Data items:
# # # # # # #
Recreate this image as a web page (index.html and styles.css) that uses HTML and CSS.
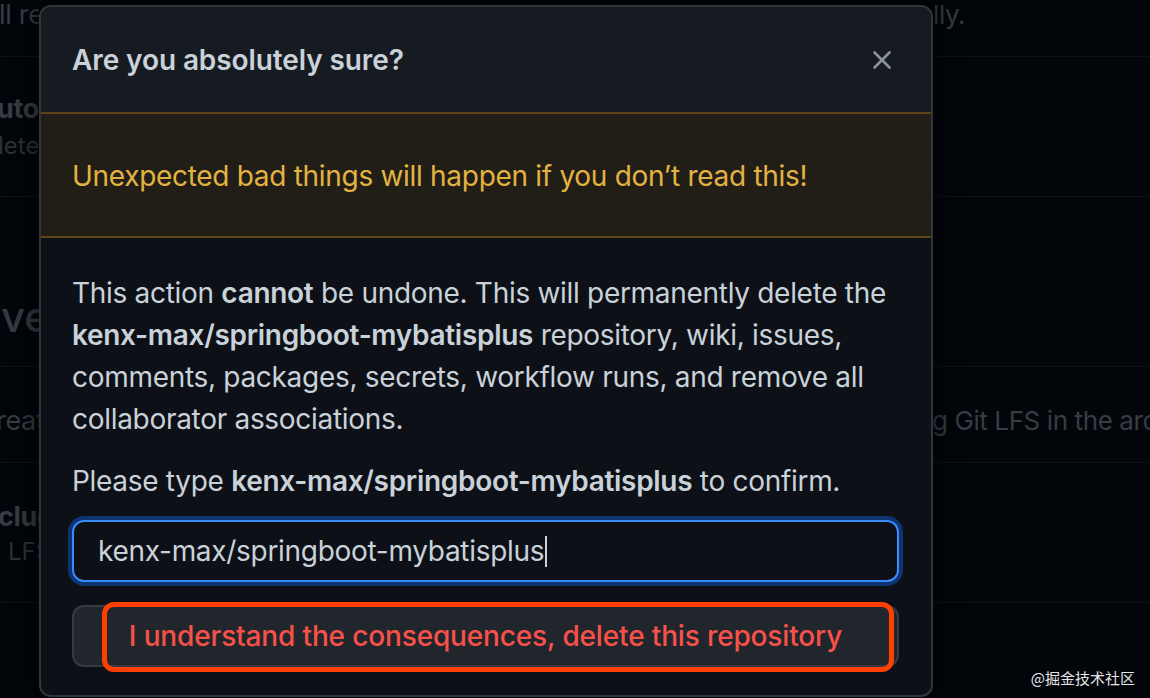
FILE: index.html
```html
<!DOCTYPE html>
<html lang="en">
<head>
<meta charset="utf-8">
<title>Delete repository</title>
<link rel="stylesheet" href="styles.css">
</head>
<body>
<div class="page">
  <div class="row row1">
    <div class="cell-l"><span class="bg-text">ll repositories</span></div>
    <div class="cell-m"></div>
    <div class="cell-r"><span class="bg-text r1">lly.</span></div>
  </div>
  <div class="row row2">
    <div class="cell-l">
      <div class="bg-text bold">utors</div>
      <div class="bg-desc">lete</div>
    </div>
    <div class="cell-m"></div>
    <div class="cell-r"></div>
  </div>
  <div class="row row3">
    <div class="cell-l"><span class="bg-heading">ves</span></div>
    <div class="cell-m"></div>
    <div class="cell-r"></div>
  </div>
  <div class="row row4">
    <div class="cell-l"><span class="bg-text reat">reate</span></div>
    <div class="cell-m"></div>
    <div class="cell-r"><span class="bg-text r4">g Git LFS in the archives</span></div>
  </div>
  <div class="row row5">
    <div class="cell-l">
      <div class="bg-text bold">clude</div>
      <div class="bg-desc lfs">LFS</div>
    </div>
    <div class="cell-m"></div>
    <div class="cell-r"></div>
  </div>
  <div class="row row6"></div>
</div>

<div class="dialog" role="dialog">
  <header class="dlg-head">
    <h2 class="dlg-title">Are you absolutely sure?</h2>
    <button class="dlg-close" aria-label="Close">
      <svg width="20" height="20" viewBox="0 0 20 20"><path d="M2.5 2.5 17.5 17.5M17.5 2.5 2.5 17.5" stroke="#8b949e" stroke-width="2.6" stroke-linecap="round" fill="none"/></svg>
    </button>
  </header>
  <div class="flash">Unexpected bad things will happen if you don’t read this!</div>
  <div class="dlg-body">
    <p class="para">This action <b>cannot</b> be undone. This will permanently delete the <b>kenx-max/springboot-mybatisplus</b> repository, wiki, issues, comments, packages, secrets, workflow runs, and remove all collaborator associations.</p>
    <p class="para confirm">Please type <b>kenx-max/springboot-mybatisplus</b> to confirm.</p>
    <div class="input"><span class="input-text">kenx-max/springboot-mybatisplus</span><span class="caret"></span></div>
    <div class="btn-wrap">
      <button class="btn-danger">I understand the consequences, delete this repository</button>
      <span class="annot"></span>
    </div>
  </div>
</div>

<div class="watermark">@掘金技术社区</div>
</body>
</html>
```

FILE: styles.css
```css
* { box-sizing: border-box; }
html, body {
  margin: 0;
  padding: 0;
  width: 1150px;
  height: 698px;
  overflow: hidden;
  background: #02050a;
  font-family: "Inter", "Noto Sans", sans-serif;
}
body { position: relative; }

.page { width: 1150px; }
.row {
  display: grid;
  grid-template-columns: 39px 894px 1fr;
  border-bottom: 1px solid #0e1117;
}
.cell-l, .cell-r { overflow: hidden; white-space: nowrap; }
.bg-text {
  display: block;
  font-size: 27px;
  line-height: 30px;
  letter-spacing: -0.3px;
  color: #383c43;
}
.cell-r .bg-text { font-size: 26px; letter-spacing: -0.4px; }
.bg-text.bold { font-weight: 700; }
.bg-desc {
  font-size: 24px;
  line-height: 28px;
  color: #2d3137;
}
.bg-heading {
  display: block;
  font-size: 42px;
  line-height: 50px;
  font-weight: 500;
  color: #363a41;
}
.row1 { height: 57px; }
.row1 .bg-text { margin-top: 0; margin-left: -1px; }
.row1 .bg-text.r1 { margin-left: 0; }
.row2 { height: 140px; padding-top: 37px; }
.row2 .bg-text { margin-left: -3px; }
.row2 .bg-desc { margin-top: 8px; margin-left: -2px; }
.row3 { height: 170px; padding-top: 95px; }
.row3 .bg-heading { margin-left: 1px; }
.row4 { height: 96px; padding-top: 39px; }
.bg-text.reat { margin-left: -4px; }
.bg-text.r4 { margin-left: -1px; }
.row5 { height: 140px; padding-top: 39px; }
.row5 .bg-text { margin-left: -2px; }
.row5 .bg-desc { margin-top: 6px; }
.bg-desc.lfs { margin-left: 8px; }
.row6 { border-bottom: none; }

.dialog {
  position: absolute;
  left: 39px;
  top: 5px;
  width: 894px;
  background: #0d1117;
  border: 2px solid #30363d;
  border-radius: 12px;
  overflow: hidden;
  box-shadow: 0 0 24px 6px rgba(0,0,0,0.55);
  color: #c9d1d9;
  letter-spacing: -0.3px;
}
.dlg-head {
  display: flex;
  align-items: center;
  justify-content: space-between;
  background: #161b22;
  padding: 32px 32px 31px 31px;
}
.dlg-title {
  margin: 0;
  font-size: 28px;
  line-height: 42px;
  font-weight: 600;
  color: #c9d1d9;
  letter-spacing: -0.1px;
}
.dlg-close {
  background: none;
  border: 0;
  padding: 0;
  width: 20px;
  height: 20px;
  margin-right: 7px;
  display: flex;
}
.flash {
  background: #211e18;
  border-top: 2px solid #5f4515;
  border-bottom: 2px solid #5f4515;
  padding: 41px 31px 39px;
  font-size: 28px;
  line-height: 42px;
  color: #e3b341;
}
.dlg-body {
  padding: 34px 32px 28px 31px;
}
.para {
  margin: 0 0 20px;
  font-size: 28px;
  line-height: 42px;
  color: #c9d1d9;
}
.para b { font-weight: 600; }
.para.confirm { margin-bottom: 18px; }
.input {
  height: 62px;
  border: 2px solid #388bfd;
  border-radius: 12px;
  box-shadow: 0 0 0 4px #0d3470;
  background: #0d1117;
  padding-left: 24px;
  display: flex;
  align-items: center;
  font-size: 28px;
  color: #c9d1d9;
}
.caret {
  display: inline-block;
  width: 2px;
  height: 31px;
  background: #c9d1d9;
  margin-left: 1px;
}
.btn-wrap {
  position: relative;
  margin-top: 23px;
}
.btn-danger {
  display: block;
  width: 100%;
  height: 62px;
  background: #21262d;
  border: 2px solid #363b42;
  border-radius: 12px;
  font-family: inherit;
  font-size: 28px;
  font-weight: 500;
  letter-spacing: -0.15px;
  color: #f85149;
  text-align: center;
}
.annot {
  position: absolute;
  left: 30px;
  right: 5px;
  top: -3px;
  bottom: -5px;
  border: 5px solid #ff4000;
  border-radius: 12px;
}
.watermark {
  position: absolute;
  right: 15px;
  bottom: 11px;
  font-family: "Noto Sans CJK SC", "Noto Sans", sans-serif;
  font-size: 15px;
  line-height: 18px;
  color: #e6e6e6;
}
```
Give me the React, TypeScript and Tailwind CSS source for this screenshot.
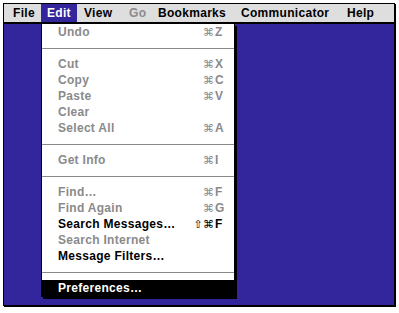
import React from 'react';

type Item =
  | { sep: true }
  | { label: string; key?: string; mod?: string; enabled?: boolean; active?: boolean };

const titles = [
  { name: 'File', w: 'w-[34px] pl-[6px]' },
  { name: 'Edit', w: 'w-[36px] pl-[6px]', open: true },
  { name: 'View', w: 'w-[45px] pl-[7px]' },
  { name: 'Go', w: 'w-[29px] pl-[7px]', disabled: true },
  { name: 'Bookmarks', w: 'w-[83px] pl-[7px]' },
  { name: 'Communicator', w: 'w-[106px] pl-[7px]' },
  { name: 'Help', w: 'w-[42px] pl-[7px]' },
];

const items: Item[] = [
  { label: 'Undo', key: 'Z' },
  { sep: true },
  { label: 'Cut', key: 'X' },
  { label: 'Copy', key: 'C' },
  { label: 'Paste', key: 'V' },
  { label: 'Clear' },
  { label: 'Select All', key: 'A' },
  { sep: true },
  { label: 'Get Info', key: 'I' },
  { sep: true },
  { label: 'Find…', key: 'F' },
  { label: 'Find Again', key: 'G' },
  { label: 'Search Messages…', key: 'F', mod: '⇧', enabled: true },
  { label: 'Search Internet' },
  { label: 'Message Filters…', enabled: true },
  { sep: true },
  { label: 'Preferences…', enabled: true, active: true },
];

const glyphFont = { fontFamily: '"DejaVu Sans", sans-serif' };

export default function App() {
  return (
    <div
      className="w-[399px] h-[313px] bg-white pt-[3px] pl-[3px] text-[12px] font-bold tracking-[0.3px]"
      style={{ fontFamily: '"Liberation Sans", "DejaVu Sans", sans-serif' }}
    >
      <div className="relative w-[392px] h-[303px] border border-black bg-[#33269c] shadow-[1px_1px_0_0_#000] flex flex-col">
        {/* menu bar */}
        <div className="h-[20px] bg-[#dedede] border-b-2 border-black flex items-stretch pl-[3px]">
          {titles.map((t) => (
            <div
              key={t.name}
              className={`${t.w} flex items-center leading-none pb-[1px] ${
                t.open ? 'bg-[#33269c] text-white' : t.disabled ? 'text-[#8a8a8a]' : 'text-black'
              }`}
            >
              {t.name}
            </div>
          ))}
        </div>

        {/* open Edit menu */}
        <div className="absolute left-[37px] top-[20px] w-[194px] bg-white border border-t-0 border-black shadow-[2px_2px_0_0_#000] flex flex-col">
          {items.map((it, i) => {
            if ('sep' in it) {
              return (
                <div key={i} className="h-[16px] pt-[8px]">
                  <div className="h-px bg-[#8a8a8a]" />
                </div>
              );
            }
            const color = it.active ? 'bg-black text-white' : it.enabled ? 'text-black' : 'text-[#8a8a8a]';
            return (
              <div key={i} className={`h-[16px] flex items-center leading-none ${color}`}>
                <span className="w-[150px] pl-[16px] whitespace-nowrap">{it.label}</span>
                <span className="w-[11px] text-right font-normal text-[11px]" style={glyphFont}>{it.mod}</span>
                {it.key && (
                  <span className="flex items-center gap-[2px]">
                    <span className="font-normal text-[11px] w-[10px] text-center" style={glyphFont}>⌘</span>
                    <span>{it.key}</span>
                  </span>
                )}
              </div>
            );
          })}
        </div>
      </div>
    </div>
  );
}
# # # # # # #
Brief
For this exercise, gather every line of the data that contains the word "index".

Result of this exercise
Recreate this image as a web page (index.html and styles.css) that uses HTML and CSS.
FILE: index.html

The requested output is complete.